#### [GOAL OF THE EXERCISE]
Check each line below for the word "code", and copy those that have it.

☆ ☆ ☆ ☆

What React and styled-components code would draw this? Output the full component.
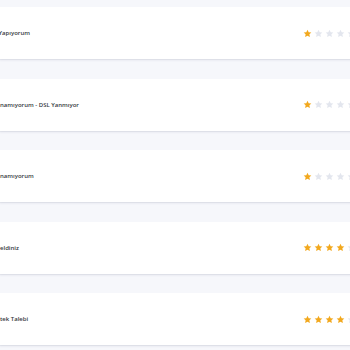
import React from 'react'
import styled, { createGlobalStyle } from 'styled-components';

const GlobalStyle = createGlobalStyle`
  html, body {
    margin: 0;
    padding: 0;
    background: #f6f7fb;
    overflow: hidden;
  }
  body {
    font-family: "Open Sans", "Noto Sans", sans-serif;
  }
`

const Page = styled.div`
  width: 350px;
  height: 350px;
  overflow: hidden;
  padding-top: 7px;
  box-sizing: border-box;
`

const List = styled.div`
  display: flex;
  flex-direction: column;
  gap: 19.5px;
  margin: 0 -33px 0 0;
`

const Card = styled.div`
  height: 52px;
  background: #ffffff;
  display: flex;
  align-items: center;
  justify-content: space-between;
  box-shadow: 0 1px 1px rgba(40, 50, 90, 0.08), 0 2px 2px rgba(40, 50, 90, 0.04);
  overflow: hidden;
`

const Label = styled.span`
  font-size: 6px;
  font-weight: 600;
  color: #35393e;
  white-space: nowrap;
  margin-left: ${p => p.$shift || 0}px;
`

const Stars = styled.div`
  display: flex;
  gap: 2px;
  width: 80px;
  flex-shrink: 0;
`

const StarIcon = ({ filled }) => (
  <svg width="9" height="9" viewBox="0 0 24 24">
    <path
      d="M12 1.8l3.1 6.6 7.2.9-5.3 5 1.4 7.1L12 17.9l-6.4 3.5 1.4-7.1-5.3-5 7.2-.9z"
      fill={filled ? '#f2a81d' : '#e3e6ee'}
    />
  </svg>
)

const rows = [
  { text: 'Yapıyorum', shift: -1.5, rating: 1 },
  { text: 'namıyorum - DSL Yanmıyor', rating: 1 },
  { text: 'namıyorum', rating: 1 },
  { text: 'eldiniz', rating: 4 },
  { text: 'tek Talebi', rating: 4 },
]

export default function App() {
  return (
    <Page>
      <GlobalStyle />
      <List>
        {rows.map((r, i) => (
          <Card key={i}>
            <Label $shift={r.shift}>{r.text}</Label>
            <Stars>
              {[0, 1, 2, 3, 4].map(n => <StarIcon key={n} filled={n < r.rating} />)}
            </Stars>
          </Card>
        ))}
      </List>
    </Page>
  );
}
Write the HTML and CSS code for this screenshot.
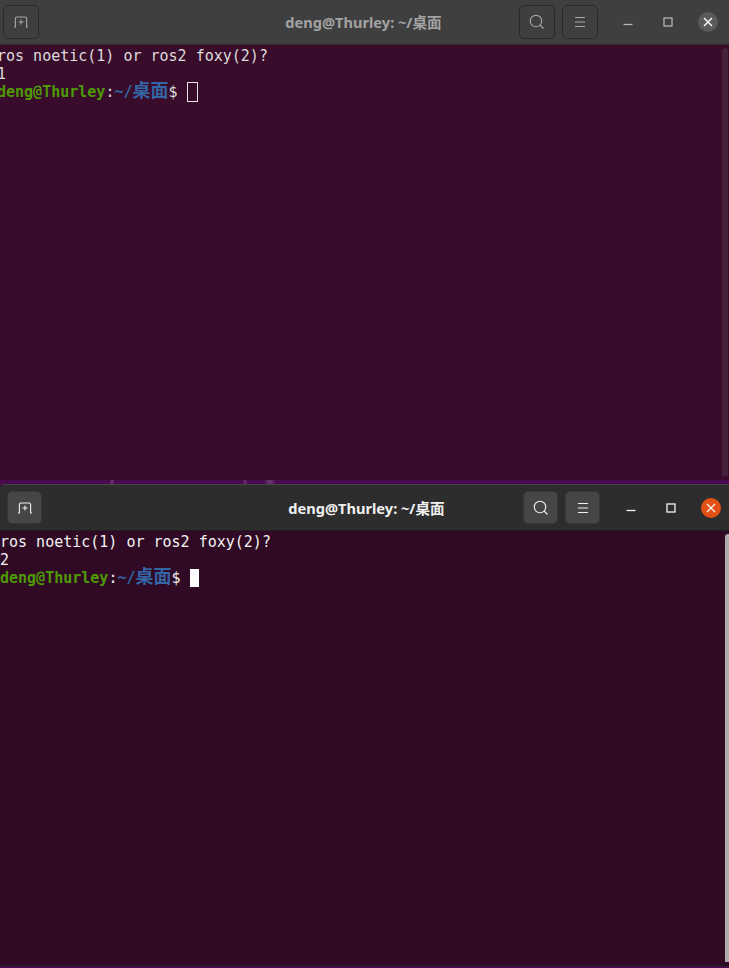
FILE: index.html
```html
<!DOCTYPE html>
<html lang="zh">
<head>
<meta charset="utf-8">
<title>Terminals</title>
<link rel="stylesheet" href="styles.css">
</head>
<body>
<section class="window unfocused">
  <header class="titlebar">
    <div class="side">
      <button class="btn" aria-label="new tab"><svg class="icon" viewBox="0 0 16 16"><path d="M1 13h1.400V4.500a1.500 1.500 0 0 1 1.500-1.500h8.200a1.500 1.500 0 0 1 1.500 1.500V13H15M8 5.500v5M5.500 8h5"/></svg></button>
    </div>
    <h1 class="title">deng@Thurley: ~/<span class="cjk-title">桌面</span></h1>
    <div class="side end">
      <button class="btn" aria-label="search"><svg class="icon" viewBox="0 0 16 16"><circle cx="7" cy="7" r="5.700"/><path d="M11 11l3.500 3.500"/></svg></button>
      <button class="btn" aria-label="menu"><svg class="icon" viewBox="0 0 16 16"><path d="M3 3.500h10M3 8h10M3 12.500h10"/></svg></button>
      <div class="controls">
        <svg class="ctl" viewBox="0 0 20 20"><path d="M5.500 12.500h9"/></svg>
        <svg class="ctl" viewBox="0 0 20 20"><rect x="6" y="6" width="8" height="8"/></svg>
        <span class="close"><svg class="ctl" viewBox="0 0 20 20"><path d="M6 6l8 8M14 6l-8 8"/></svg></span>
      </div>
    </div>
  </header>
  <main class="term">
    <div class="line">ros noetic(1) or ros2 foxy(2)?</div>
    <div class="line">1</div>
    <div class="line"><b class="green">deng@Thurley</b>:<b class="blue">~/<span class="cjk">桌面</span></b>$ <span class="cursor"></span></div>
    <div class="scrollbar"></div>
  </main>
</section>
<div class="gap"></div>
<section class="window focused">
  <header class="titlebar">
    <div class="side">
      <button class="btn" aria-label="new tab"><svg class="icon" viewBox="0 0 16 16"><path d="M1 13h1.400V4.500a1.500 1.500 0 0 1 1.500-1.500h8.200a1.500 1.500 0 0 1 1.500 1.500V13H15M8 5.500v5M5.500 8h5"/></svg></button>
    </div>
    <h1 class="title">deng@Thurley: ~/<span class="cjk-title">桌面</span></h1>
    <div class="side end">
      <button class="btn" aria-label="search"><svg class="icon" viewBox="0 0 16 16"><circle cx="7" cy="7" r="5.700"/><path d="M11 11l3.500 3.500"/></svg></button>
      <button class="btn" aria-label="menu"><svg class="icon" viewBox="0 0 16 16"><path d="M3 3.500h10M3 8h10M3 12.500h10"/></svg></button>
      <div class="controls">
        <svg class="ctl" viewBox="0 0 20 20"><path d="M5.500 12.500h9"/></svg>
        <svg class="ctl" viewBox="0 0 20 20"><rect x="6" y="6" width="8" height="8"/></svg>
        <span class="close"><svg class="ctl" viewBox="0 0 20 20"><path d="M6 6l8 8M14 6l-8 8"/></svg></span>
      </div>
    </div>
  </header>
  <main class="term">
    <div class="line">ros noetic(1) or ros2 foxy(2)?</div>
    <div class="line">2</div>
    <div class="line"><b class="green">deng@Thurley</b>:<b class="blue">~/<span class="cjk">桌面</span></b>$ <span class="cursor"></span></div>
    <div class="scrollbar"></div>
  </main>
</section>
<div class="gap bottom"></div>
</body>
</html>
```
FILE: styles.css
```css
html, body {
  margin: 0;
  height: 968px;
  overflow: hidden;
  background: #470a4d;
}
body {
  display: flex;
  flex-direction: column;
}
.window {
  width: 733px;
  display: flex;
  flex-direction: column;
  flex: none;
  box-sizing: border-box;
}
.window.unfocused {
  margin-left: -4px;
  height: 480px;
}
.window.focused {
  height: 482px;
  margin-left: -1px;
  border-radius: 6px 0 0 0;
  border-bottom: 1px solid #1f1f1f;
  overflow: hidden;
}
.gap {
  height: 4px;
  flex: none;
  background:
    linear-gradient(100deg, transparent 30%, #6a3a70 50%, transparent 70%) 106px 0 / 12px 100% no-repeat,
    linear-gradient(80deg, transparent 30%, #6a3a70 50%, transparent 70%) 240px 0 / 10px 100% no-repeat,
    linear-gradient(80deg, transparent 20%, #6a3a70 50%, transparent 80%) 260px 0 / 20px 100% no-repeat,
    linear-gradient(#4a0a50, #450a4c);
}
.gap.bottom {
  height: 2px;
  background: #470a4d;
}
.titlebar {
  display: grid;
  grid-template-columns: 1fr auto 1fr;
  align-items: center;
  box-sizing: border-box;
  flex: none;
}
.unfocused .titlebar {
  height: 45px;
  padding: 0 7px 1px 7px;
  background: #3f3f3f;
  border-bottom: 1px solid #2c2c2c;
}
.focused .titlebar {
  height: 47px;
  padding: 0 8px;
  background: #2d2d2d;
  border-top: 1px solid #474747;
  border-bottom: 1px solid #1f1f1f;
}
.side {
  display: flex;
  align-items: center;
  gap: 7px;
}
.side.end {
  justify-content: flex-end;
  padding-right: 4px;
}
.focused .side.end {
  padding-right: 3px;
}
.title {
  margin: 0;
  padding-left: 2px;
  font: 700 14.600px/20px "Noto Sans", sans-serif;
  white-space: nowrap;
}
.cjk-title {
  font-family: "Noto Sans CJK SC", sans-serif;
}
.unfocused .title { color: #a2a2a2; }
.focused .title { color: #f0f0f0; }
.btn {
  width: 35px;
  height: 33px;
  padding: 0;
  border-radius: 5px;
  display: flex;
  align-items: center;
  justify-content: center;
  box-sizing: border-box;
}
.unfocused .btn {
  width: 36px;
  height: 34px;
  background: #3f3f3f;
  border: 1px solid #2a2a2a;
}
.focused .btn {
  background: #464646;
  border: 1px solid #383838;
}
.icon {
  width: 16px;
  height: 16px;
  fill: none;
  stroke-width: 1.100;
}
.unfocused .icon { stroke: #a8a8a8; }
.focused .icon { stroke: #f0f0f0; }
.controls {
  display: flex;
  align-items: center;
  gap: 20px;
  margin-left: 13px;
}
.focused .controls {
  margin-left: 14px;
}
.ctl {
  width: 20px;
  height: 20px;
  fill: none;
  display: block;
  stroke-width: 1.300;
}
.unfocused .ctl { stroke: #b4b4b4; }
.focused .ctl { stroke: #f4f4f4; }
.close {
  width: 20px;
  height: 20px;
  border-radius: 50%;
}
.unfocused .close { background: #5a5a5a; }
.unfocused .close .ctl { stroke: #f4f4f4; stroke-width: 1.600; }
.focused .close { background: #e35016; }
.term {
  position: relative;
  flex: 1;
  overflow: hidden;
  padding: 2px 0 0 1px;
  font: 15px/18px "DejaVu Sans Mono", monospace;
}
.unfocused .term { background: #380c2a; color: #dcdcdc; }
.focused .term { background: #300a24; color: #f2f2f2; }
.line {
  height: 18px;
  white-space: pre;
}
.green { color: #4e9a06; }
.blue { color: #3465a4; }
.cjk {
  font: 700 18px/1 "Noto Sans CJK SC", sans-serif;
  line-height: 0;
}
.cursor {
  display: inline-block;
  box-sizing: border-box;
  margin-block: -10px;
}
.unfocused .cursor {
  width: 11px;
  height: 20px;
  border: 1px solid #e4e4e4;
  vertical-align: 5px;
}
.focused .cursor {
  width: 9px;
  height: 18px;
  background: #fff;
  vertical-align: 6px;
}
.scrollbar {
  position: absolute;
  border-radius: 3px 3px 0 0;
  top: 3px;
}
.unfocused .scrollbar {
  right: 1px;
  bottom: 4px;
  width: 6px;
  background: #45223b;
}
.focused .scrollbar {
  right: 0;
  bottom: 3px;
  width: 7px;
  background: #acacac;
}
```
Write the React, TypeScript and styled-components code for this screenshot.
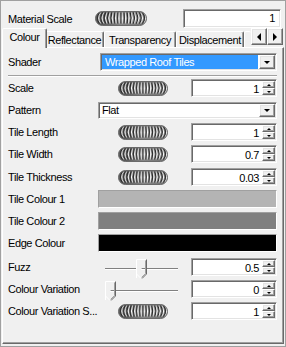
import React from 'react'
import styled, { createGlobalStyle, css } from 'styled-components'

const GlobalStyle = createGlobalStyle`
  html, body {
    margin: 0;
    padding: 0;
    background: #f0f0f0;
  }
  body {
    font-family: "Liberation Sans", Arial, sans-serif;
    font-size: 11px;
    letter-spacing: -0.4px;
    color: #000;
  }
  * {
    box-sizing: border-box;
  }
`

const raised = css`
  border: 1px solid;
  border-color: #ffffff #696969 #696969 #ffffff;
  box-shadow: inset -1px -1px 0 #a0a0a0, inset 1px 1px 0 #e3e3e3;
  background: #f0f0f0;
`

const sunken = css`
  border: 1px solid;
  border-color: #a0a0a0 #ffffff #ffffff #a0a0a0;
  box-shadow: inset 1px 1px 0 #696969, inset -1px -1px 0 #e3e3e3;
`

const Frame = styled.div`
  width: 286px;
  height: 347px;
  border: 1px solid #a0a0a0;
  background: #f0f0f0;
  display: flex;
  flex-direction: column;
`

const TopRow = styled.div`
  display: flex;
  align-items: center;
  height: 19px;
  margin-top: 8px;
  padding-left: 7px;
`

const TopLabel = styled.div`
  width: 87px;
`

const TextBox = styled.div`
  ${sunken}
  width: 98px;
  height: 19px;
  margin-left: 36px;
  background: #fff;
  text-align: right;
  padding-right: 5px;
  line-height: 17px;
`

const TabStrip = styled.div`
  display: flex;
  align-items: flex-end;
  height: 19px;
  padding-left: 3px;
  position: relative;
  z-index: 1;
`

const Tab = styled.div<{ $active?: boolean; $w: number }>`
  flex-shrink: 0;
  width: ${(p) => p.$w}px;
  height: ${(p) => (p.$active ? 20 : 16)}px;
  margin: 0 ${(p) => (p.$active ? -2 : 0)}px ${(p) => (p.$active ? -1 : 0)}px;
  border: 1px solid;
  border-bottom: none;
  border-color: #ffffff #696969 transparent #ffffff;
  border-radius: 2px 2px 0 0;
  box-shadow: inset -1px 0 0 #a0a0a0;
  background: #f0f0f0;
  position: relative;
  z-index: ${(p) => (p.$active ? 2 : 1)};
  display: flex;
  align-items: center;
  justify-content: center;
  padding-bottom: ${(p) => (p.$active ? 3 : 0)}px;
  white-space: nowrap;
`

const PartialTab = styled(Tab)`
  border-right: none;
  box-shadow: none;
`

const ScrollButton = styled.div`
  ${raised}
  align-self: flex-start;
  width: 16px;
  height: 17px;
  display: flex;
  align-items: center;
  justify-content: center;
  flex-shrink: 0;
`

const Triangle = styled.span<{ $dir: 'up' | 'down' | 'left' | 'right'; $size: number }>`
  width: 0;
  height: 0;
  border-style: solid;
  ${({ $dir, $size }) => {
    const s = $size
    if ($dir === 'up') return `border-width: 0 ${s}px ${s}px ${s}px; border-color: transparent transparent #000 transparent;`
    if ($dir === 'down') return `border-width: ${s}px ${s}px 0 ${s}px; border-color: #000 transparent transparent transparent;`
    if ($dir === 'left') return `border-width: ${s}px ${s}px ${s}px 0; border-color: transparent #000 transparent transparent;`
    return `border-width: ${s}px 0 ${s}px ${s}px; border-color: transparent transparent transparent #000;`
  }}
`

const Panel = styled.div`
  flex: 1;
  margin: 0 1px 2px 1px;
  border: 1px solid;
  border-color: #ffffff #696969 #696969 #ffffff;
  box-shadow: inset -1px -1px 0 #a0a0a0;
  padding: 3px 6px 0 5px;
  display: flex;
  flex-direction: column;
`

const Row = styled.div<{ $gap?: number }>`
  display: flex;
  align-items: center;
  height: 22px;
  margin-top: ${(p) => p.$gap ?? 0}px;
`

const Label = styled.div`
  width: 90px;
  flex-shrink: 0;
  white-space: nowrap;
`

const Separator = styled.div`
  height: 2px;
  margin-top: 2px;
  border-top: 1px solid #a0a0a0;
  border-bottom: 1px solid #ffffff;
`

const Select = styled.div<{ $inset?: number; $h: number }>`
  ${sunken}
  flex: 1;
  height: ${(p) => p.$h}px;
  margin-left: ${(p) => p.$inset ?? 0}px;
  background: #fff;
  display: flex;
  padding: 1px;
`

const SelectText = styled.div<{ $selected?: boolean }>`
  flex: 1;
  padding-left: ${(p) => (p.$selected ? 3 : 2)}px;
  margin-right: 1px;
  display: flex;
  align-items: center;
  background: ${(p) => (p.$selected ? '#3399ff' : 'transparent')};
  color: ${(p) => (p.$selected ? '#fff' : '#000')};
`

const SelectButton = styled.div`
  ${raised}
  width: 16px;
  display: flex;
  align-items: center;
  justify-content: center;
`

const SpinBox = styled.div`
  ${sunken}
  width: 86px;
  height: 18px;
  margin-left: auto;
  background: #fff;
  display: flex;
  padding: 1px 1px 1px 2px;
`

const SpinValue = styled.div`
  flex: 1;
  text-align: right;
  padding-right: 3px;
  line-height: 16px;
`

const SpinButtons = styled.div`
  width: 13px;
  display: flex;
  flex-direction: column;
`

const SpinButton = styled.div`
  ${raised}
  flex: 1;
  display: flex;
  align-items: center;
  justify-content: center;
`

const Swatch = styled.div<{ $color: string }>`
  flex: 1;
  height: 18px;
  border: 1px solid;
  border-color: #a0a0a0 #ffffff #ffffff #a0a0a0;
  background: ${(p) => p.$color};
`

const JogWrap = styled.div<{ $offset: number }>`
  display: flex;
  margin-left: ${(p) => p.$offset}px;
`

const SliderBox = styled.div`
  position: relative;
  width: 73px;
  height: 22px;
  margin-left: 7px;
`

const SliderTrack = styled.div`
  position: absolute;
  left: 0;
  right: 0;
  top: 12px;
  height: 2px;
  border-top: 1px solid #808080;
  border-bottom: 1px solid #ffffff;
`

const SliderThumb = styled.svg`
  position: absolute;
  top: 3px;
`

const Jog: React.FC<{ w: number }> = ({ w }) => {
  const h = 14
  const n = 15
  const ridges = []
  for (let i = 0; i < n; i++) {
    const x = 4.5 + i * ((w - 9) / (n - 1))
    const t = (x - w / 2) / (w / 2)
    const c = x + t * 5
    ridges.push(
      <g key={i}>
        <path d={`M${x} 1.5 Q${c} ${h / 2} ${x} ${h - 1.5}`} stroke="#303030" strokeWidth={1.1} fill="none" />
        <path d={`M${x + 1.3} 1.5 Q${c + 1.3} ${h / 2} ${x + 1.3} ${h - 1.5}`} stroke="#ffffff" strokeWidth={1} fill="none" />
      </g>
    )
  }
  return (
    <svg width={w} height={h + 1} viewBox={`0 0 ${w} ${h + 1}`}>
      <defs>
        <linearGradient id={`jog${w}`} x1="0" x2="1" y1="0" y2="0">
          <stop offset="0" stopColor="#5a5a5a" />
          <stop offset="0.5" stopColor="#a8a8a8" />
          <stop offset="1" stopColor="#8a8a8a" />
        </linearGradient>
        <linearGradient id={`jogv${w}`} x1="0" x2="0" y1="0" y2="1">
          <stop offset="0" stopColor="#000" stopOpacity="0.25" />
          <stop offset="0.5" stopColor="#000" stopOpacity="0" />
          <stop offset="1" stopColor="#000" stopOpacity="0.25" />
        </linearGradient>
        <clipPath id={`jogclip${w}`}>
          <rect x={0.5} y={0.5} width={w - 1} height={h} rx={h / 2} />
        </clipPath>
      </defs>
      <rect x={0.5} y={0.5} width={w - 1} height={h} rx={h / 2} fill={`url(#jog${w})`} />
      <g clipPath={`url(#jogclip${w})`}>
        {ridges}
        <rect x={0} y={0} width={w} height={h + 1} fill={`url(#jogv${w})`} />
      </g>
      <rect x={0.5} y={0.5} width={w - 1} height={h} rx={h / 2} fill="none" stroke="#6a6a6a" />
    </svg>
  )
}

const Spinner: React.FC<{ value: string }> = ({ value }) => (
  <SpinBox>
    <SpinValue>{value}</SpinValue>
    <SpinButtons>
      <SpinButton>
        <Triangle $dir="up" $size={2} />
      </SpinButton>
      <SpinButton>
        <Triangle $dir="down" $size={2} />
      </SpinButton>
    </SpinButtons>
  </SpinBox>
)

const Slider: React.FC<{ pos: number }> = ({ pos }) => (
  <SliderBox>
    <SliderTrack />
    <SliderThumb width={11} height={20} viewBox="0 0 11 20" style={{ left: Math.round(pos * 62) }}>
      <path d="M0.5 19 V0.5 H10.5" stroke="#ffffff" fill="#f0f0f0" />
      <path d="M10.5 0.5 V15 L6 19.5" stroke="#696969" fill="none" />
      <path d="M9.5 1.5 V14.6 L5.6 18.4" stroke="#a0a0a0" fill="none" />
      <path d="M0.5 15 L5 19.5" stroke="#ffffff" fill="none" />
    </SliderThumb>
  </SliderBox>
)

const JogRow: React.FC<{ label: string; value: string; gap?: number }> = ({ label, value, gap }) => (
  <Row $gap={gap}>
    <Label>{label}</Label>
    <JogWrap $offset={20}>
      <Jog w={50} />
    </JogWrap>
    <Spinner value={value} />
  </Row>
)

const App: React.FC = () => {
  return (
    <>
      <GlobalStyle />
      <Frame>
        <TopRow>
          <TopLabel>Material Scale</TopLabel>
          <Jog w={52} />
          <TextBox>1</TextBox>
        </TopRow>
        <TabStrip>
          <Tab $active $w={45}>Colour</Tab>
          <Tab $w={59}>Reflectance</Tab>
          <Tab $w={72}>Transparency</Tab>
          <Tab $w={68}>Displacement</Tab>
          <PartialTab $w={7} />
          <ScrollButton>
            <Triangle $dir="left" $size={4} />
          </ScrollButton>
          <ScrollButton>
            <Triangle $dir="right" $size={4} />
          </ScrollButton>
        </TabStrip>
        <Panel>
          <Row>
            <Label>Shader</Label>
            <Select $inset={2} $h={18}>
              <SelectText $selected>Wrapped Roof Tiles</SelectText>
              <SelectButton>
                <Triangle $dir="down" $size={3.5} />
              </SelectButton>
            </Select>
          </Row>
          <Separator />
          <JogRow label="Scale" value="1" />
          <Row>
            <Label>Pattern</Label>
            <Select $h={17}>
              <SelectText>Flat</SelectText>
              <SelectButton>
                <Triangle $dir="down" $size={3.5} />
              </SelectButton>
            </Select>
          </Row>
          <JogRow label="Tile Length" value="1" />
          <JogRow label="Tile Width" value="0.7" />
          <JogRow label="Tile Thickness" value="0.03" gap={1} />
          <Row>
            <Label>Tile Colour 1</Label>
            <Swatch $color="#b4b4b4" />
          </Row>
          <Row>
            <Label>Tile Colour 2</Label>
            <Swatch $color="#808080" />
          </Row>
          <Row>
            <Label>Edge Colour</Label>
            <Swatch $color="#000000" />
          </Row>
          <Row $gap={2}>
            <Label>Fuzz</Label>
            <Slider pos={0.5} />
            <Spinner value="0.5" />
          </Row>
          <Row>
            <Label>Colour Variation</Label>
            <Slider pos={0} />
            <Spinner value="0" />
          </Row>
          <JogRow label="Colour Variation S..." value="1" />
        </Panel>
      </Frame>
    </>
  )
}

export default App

☆ ☆ ☆ ☆

#### [REPLY TO THE EXERCISE]
What React and styled-components code would draw this? Output the full component.
Write the HTML and CSS code for this screenshot.
Write the React, TypeScript and styled-components code for this screenshot.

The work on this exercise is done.